Start of Records for this exercise

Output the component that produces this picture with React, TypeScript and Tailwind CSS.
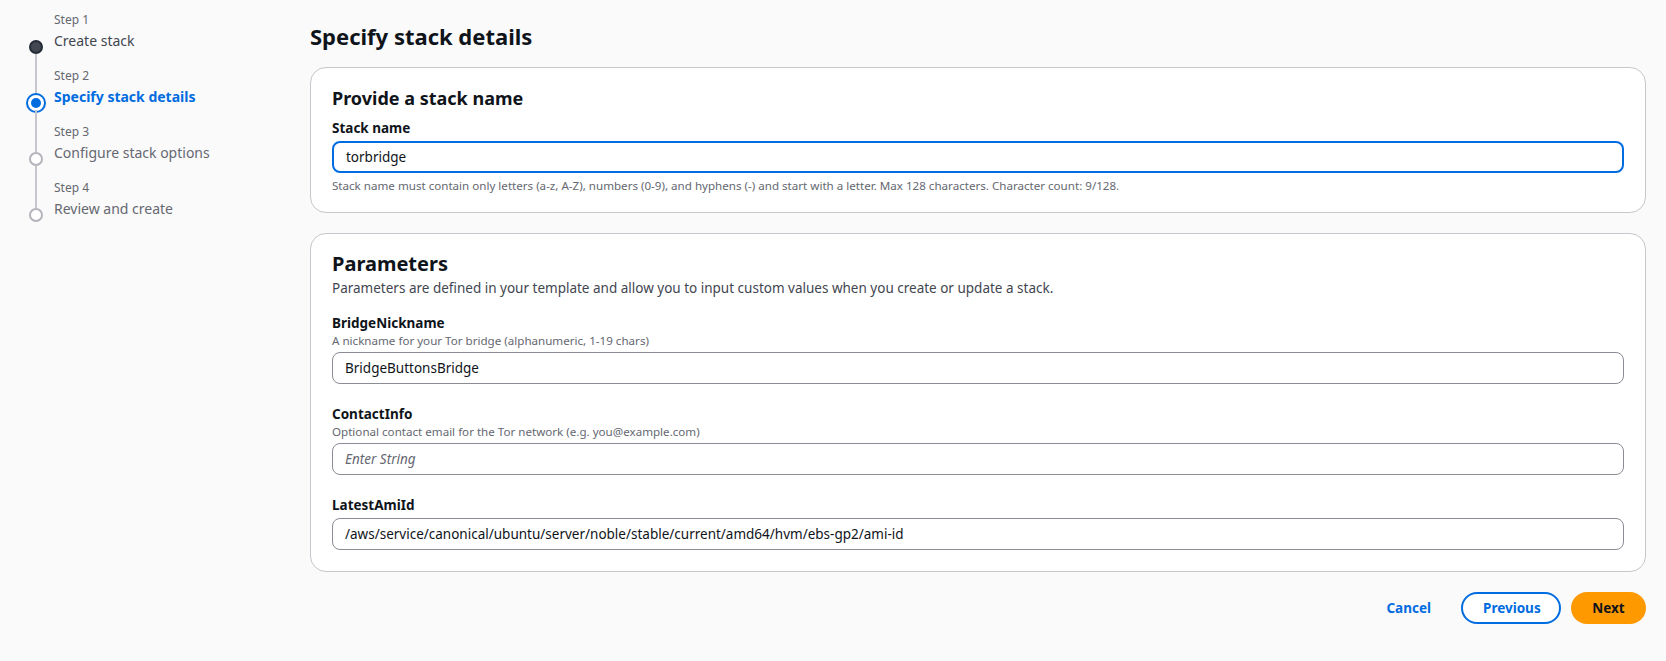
const steps = [
  { n: 1, label: "Create stack", state: "done" },
  { n: 2, label: "Specify stack details", state: "active" },
  { n: 3, label: "Configure stack options", state: "todo" },
  { n: 4, label: "Review and create", state: "todo" },
];

function Field({ label, hint, value, placeholder, focused }: { label: string; hint?: string; value?: string; placeholder?: string; focused?: boolean }) {
  return (
    <div>
      <div className="text-[13.5px] font-bold leading-[20px] text-[#0f141a]">{label}</div>
      {hint && <div className="text-[11.6px] leading-[16px] text-[#656871]">{hint}</div>}
      <div
        className={`mt-[3px] h-[32px] rounded-[8px] bg-white px-[12px] flex items-center text-[13.5px] ${
          focused ? "border-2 border-[#006ce0] px-[11px]" : "border border-[#8c8c94]"
        }`}
      >
        {value ? <span className="text-[#0f141a]">{value}</span> : <span className="italic text-[#656871]">{placeholder}</span>}
      </div>
    </div>
  );
}

export default function App() {
  return (
    <div className="min-h-[661px] bg-[#fafafa] flex font-['Noto_Sans',sans-serif] text-[#0f141a]">
      <aside className="w-[310px] shrink-0 pl-[24px] pt-[12px]">
        {steps.map((s, i) => (
          <div key={s.n} className="flex">
            <div className="w-[24px] flex flex-col items-center">
              <div className={`h-[28px] w-[2px] ${i > 0 ? "bg-[#c6c6cd]" : ""}`} />
              {s.state === "done" && <div className="h-[14px] w-[14px] rounded-full bg-[#424650] border-2 border-[#232b37]" />}
              {s.state === "active" && (
                <div className="h-[20px] w-[20px] -my-[3px] rounded-full border-2 border-[#006ce0] flex items-center justify-center bg-white">
                  <div className="h-[10px] w-[10px] rounded-full bg-[#006ce0]" />
                </div>
              )}
              {s.state === "todo" && <div className="h-[14px] w-[14px] rounded-full border-2 border-[#b4b4bb] bg-white" />}
              <div className={`w-[2px] flex-1 ${i < steps.length - 1 ? "bg-[#c6c6cd]" : ""}`} />
            </div>
            <div className="pl-[6px] pb-[14px]">
              <div className="text-[12px] leading-[16px] text-[#656871]">Step {s.n}</div>
              <div
                className={`text-[14px] leading-[26px] ${
                  s.state === "active" ? "font-bold text-[#006ce0]" : s.state === "done" ? "text-[#424650]" : "text-[#656871]"
                }`}
              >
                {s.label}
              </div>
            </div>
          </div>
        ))}
      </aside>
      <main className="flex-1 pr-[20px] pt-[20px]">
        <h1 className="text-[22px] font-bold leading-[32px] mb-[15px]">Specify stack details</h1>
        <section className="rounded-[16px] border border-[#c6c6cd] bg-white px-[21px] pt-[16px] pb-[18px]">
          <h2 className="text-[18px] font-bold leading-[28px] mb-[6px]">Provide a stack name</h2>
          <Field label="Stack name" value="torbridge" focused />
          <div className="mt-[5px] text-[11.6px] leading-[16px] text-[#656871]">
            Stack name must contain only letters (a-z, A-Z), numbers (0-9), and hyphens (-) and start with a letter. Max 128 characters. Character count: 9/128.
          </div>
        </section>
        <section className="mt-[20px] rounded-[16px] border border-[#c6c6cd] bg-white px-[21px] pt-[16px] pb-[21px]">
          <h2 className="text-[20px] font-bold leading-[28px]">Parameters</h2>
          <p className="text-[13.5px] leading-[20px] text-[#424650]">
            Parameters are defined in your template and allow you to input custom values when you create or update a stack.
          </p>
          <div className="mt-[15px] flex flex-col gap-[20px]">
            <Field label="BridgeNickname" hint="A nickname for your Tor bridge (alphanumeric, 1-19 chars)" value="BridgeButtonsBridge" />
            <Field label="ContactInfo" hint="Optional contact email for the Tor network (e.g. you@example.com)" placeholder="Enter String" />
            <Field label="LatestAmiId" value="/aws/service/canonical/ubuntu/server/noble/stable/current/amd64/hvm/ebs-gp2/ami-id" />
          </div>
        </section>
        <div className="mt-[20px] flex items-center justify-end gap-[10px]">
          <button className="px-[20px] h-[32px] text-[13.5px] font-bold text-[#006ce0]">Cancel</button>
          <button className="px-[20px] h-[32px] w-[100px] rounded-full border-2 border-[#006ce0] bg-white text-[13.5px] font-bold text-[#006ce0]">
            Previous
          </button>
          <button className="h-[32px] w-[75px] rounded-full bg-[#ff9900] text-[13.5px] font-bold text-[#0f141a]">Next</button>
        </div>
      </main>
    </div>
  );
}
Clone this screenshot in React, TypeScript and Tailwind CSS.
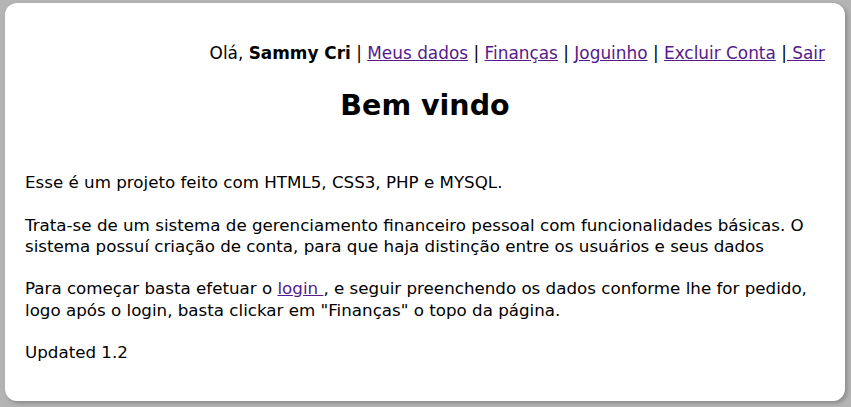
import React from "react";

export default function App() {
  return (
    <div className="w-[851px] h-[407px] bg-[#b4b4b4] pt-[3px] pl-[5px] pr-[6px] pb-[6px]" style={{ fontFamily: '"DejaVu Sans", Verdana, sans-serif' }}>
      <div className="h-full w-full bg-white rounded-[12px] shadow-[2px_2px_4px_rgba(0,0,0,0.25)] px-[20px] text-black text-[16.7px] leading-[21px]">
        <div className="pt-[40px] text-right text-[16.9px]">
          Olá, <b>Sammy Cri</b> | <a href="#" className="text-[#551a8b] underline">Meus dados</a> | <a href="#" className="text-[#551a8b] underline">Finanças</a> | <a href="#" className="text-[#551a8b] underline">Joguinho</a> | <a href="#" className="text-[#551a8b] underline">Excluir Conta</a> |<a href="#" className="text-[#551a8b] underline"> Sair</a>
        </div>
        <h1 className="mt-[24px] text-center text-[28.5px] leading-[36px] font-bold">Bem vindo</h1>
        <p className="mt-[48px]">Esse é um projeto feito com HTML5, CSS3, PHP e MYSQL.</p>
        <p className="mt-[22px]">Trata-se de um sistema de gerenciamento financeiro pessoal com funcionalidades básicas. O sistema possuí criação de conta, para que haja distinção entre os usuários e seus dados</p>
        <p className="mt-[20px] leading-[22px]">Para começar basta efetuar o <a href="#" className="text-[#551a8b] underline">login </a>, e seguir preenchendo os dados conforme lhe for pedido, logo após o login, basta clickar em "Finanças" o topo da página.</p>
        <p className="mt-[21px]">Updated 1.2</p>
      </div>
    </div>
  );
}
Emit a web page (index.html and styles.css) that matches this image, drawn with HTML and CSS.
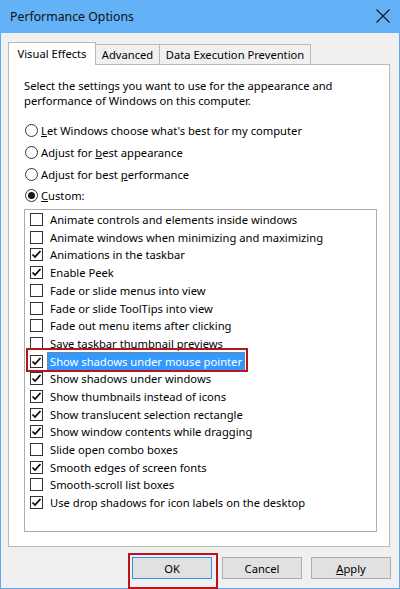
FILE: index.html
```html
<!DOCTYPE html>
<html lang="en">
    <head>
        <title>Performance Options</title>
        <link rel="stylesheet" href="styles.css">
    </head>
    <body>
        <div class="window">
            <div class="titlebar">
                <span class="title">Performance Options</span>
                <svg class="close" width="14" height="14" viewBox="0 0 14 14">
                    <path d="M0.5 0.5 L13.5 13.5 M13.5 0.5 L0.5 13.5" stroke="#1a1a1a" stroke-width="1.2" fill="none"/>
                </svg>
            </div>
            <div class="content">
                <div class="tabs">
                    <div class="tab active">Visual Effects</div>
                    <div class="tab tab-adv">Advanced</div>
                    <div class="tab tab-dep">Data Execution Prevention</div>
                </div>
                <div class="panel">
                    <p class="intro">Select the settings you want to use for the appearance and performance of Windows on this computer.</p>
                    <div class="radios">
                        <div class="radio"><span class="circle"></span><span><u>L</u>et Windows choose what's best for my computer</span></div>
                        <div class="radio"><span class="circle"></span><span>Adjust for <u>b</u>est appearance</span></div>
                        <div class="radio"><span class="circle"></span><span>Adjust for best <u>p</u>erformance</span></div>
                        <div class="radio on"><span class="circle"></span><span><u>C</u>ustom:</span></div>
                    </div>
                    <ul class="list">
                        <li><span class="box"></span><span class="label">Animate controls and elements inside windows</span></li>
                        <li><span class="box"></span><span class="label">Animate windows when minimizing and maximizing</span></li>
                        <li class="checked"><span class="box"></span><span class="label">Animations in the taskbar</span></li>
                        <li class="checked"><span class="box"></span><span class="label">Enable Peek</span></li>
                        <li><span class="box"></span><span class="label">Fade or slide menus into view</span></li>
                        <li><span class="box"></span><span class="label">Fade or slide ToolTips into view</span></li>
                        <li><span class="box"></span><span class="label">Fade out menu items after clicking</span></li>
                        <li><span class="box"></span><span class="label">Save taskbar thumbnail previews</span></li>
                        <li class="checked selected"><span class="box"></span><span class="label">Show shadows under mouse pointer</span></li>
                        <li class="checked"><span class="box"></span><span class="label">Show shadows under windows</span></li>
                        <li class="checked"><span class="box"></span><span class="label">Show thumbnails instead of icons</span></li>
                        <li class="checked"><span class="box"></span><span class="label">Show translucent selection rectangle</span></li>
                        <li class="checked"><span class="box"></span><span class="label">Show window contents while dragging</span></li>
                        <li><span class="box"></span><span class="label">Slide open combo boxes</span></li>
                        <li class="checked"><span class="box"></span><span class="label">Smooth edges of screen fonts</span></li>
                        <li><span class="box"></span><span class="label">Smooth-scroll list boxes</span></li>
                        <li class="checked"><span class="box"></span><span class="label">Use drop shadows for icon labels on the desktop</span></li>
                    </ul>
                </div>
                <div class="buttons">
                    <button class="btn default">OK</button>
                    <button class="btn">Cancel</button>
                    <button class="btn"><u>A</u>pply</button>
                </div>
            </div>
        </div>
        <script>
            // Draw the tick into every checked box
            document.querySelectorAll('li.checked .box').forEach(box => {
                box.innerHTML = '<svg width="11" height="11" viewBox="0 0 11 11"><path d="M1.5 5.5 L4 8 L9.5 2" stroke="#000" stroke-width="1.7" fill="none"/></svg>';
            });
        </script>
    </body>
</html>
```

FILE: styles.css
```css
body {
    margin: 0;
    font-family: "Noto Sans", "Liberation Sans", sans-serif;
    font-size: 11.2px;
    color: #000;
}

.window {
    width: 400px;
    height: 589px;
    box-sizing: border-box;
    border: 1px solid #5ea9f0;
    border-top: none;
    background-color: #f0f0f0;
    display: flex;
    flex-direction: column;
}

.titlebar {
    height: 33px;
    margin: 0 -1px;
    padding: 0 10px;
    background-color: #63b1f7;
    display: flex;
    align-items: center;
    justify-content: space-between;
}

.title {
    font-size: 12.3px;
    color: #111;
}

.close {
    margin-top: -1px;
}

.content {
    padding: 9px 9px 0 7px;
}

/* Tabs */

.tabs {
    display: flex;
    align-items: flex-end;
    height: 22px;
}

.tab {
    height: 20px;
    box-sizing: border-box;
    border: 1px solid #b9b9b9;
    border-bottom: none;
    border-left: none;
    background-color: #f0f0f0;
    line-height: 19px;
    text-align: center;
    white-space: nowrap;
}

.tab-adv {
    width: 64px;
}

.tab-dep {
    width: 151px;
}

.tab.active {
    width: 88px;
    height: 23px;
    margin-bottom: -1px;
    border-left: 1px solid #b9b9b9;
    background-color: white;
    position: relative;
    z-index: 1;
    line-height: 21px;
}

/* Panel */

.panel {
    height: 483px;
    box-sizing: border-box;
    padding: 13px 12px 0 15px;
    border: 1px solid #b9b9b9;
    background-color: white;
}

.intro {
    margin: 0;
    line-height: 15px;
    padding-right: 10px;
}

.radios {
    margin-top: 12px;
}

.radio {
    height: 21.7px;
    display: flex;
    align-items: center;
}

.circle {
    width: 13px;
    height: 13px;
    box-sizing: border-box;
    margin: 0 3px 0 1px;
    border: 1px solid #333;
    border-radius: 50%;
    display: flex;
    align-items: center;
    justify-content: center;
}

.radio.on .circle::before {
    content: "";
    width: 7px;
    height: 7px;
    border-radius: 50%;
    background-color: #1a1a1a;
}

/* Check list */

.list {
    list-style: none;
    margin: 2px 0 0 0;
    padding: 1px 0 0 5px;
    height: 323px;
    box-sizing: border-box;
    border: 1px solid #adadad;
}

.list li {
    height: 17.7px;
    display: flex;
    align-items: center;
    position: relative;
}

.box {
    width: 13px;
    height: 13px;
    box-sizing: border-box;
    border: 1px solid #333;
    margin-right: 4px;
    display: flex;
    align-items: center;
    justify-content: center;
}

.label {
    padding: 1px 2px;
    border: 1px solid transparent;
    white-space: nowrap;
}

.selected .label {
    background-color: #3399ff;
    color: white;
    border: 1px dotted #a8743a;
}

/* red annotation box */
.selected::after {
    content: "";
    position: absolute;
    left: -4px;
    top: -4px;
    width: 218px;
    height: 20px;
    border: 2px solid #b8141c;
}

/* Buttons */

.buttons {
    display: flex;
    justify-content: flex-end;
    gap: 9px;
    margin-top: 10px;
    margin-right: -1px;
}

.btn {
    width: 80px;
    height: 22px;
    border: 1px solid #adadad;
    background-color: #e1e1e1;
    font-family: "Noto Sans", "Liberation Sans", sans-serif;
    font-size: 11.2px;
    color: #000;
    padding: 0;
    position: relative;
}

.btn.default {
    margin-right: 1px;
    border-color: #3a8ee6;
}

.btn.default::after {
    content: "";
    position: absolute;
    left: -5px;
    top: -5px;
    width: 86px;
    height: 32px;
    border: 2px solid #b8141c;
}
```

End of Records for this exercise

Transcribe the lines between the one holding "Clone this screenshot" and the one holding "import React from", inclusive, and leave out any pictures.

Clone this screenshot in React, TypeScript and Tailwind CSS.
import React from "react";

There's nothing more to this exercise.